Valuing the 1913 Buffalo Nickel

The value of a 1913 Buffalo nickel is to a certain extent dependent on its variety. With two types, each being minted at three separate locations, there are six major varieties of the 1913 Buffalo nickel, all of which have separate value scales.

Type I issues minted at Philadelphia are worth $11 in Good-4, $14 in Very Good-8, and $16 in Fine-12. This is the average range to expect for a 1913 nickel. The value increases to $21 in Very Fine-20, $25 in Extremely Fine-40, and $35 in About Uncirculated-50.

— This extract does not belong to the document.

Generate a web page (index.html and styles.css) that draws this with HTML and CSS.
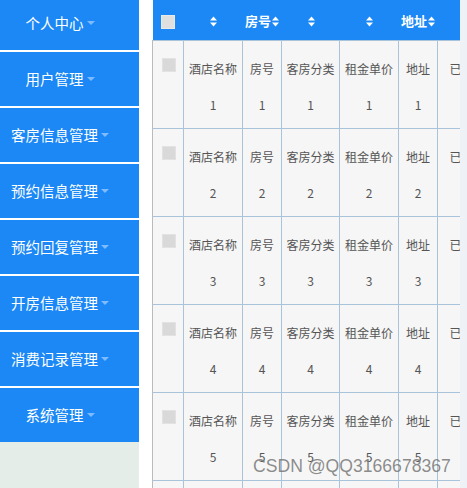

Uncirculated (MS-60) examples are worth $46, and Uncirculated (MS-63) examples are worth $60. Proofs may bring up to $1,190.

Type II issues from Philadelphia are actually worth $2 or $3 less in grades below Brilliant Uncirculated. The value for Brilliant Uncirculated (MS-63) Philadelphia Type II coins is $83, and proofs are valued at $1,024.

Type I issues minted at Denver (signified by a “D” below the denomination on the reverse) have the following values: $15 in Good-4, $21 in Very Good-8, $25 in Fine-12, $34 in Very Fine-20, $43 in Extremely Fine-40, $60 in About Uncirculated-50, $75 in Uncirculated (MS-60), and $83 in Uncirculated (MS-63).

Type II Denver issues are worth quite a bit more: $122 for Good-4, $153 for Very Good-8, $179 for Fine-12, $205 for Very Fine-20, $238 for Extremely Fine-40, $265 for About Uncirculated-50, $309 for Uncirculated (MS-60), and $410 for Uncirculated (MS-63).

San Francisco issues (signified by an “S” mint mark) are the most valuable in both types. Type I San Francisco issues are as follows: $46 in Good-4, $50 in Very Good-8, $60 in Fine-12, $72 in Very Fine-20, $92 in Extremely Fine-40, $109 in About Uncirculated-50, $134 in Uncirculated (MS-60), and $184 in Uncirculated (MS-63).

Type II San Francisco coin values jump considerably higher: $346 in Good-4, $410 in Very Good-8, $458 in Fine-12, $504 in Very Fine-20, $594 in Extremely Fine-40, $765 in About Uncirculated-50, $928 in Uncirculated (MS-60), and $1,107 in Uncirculated (MS-63).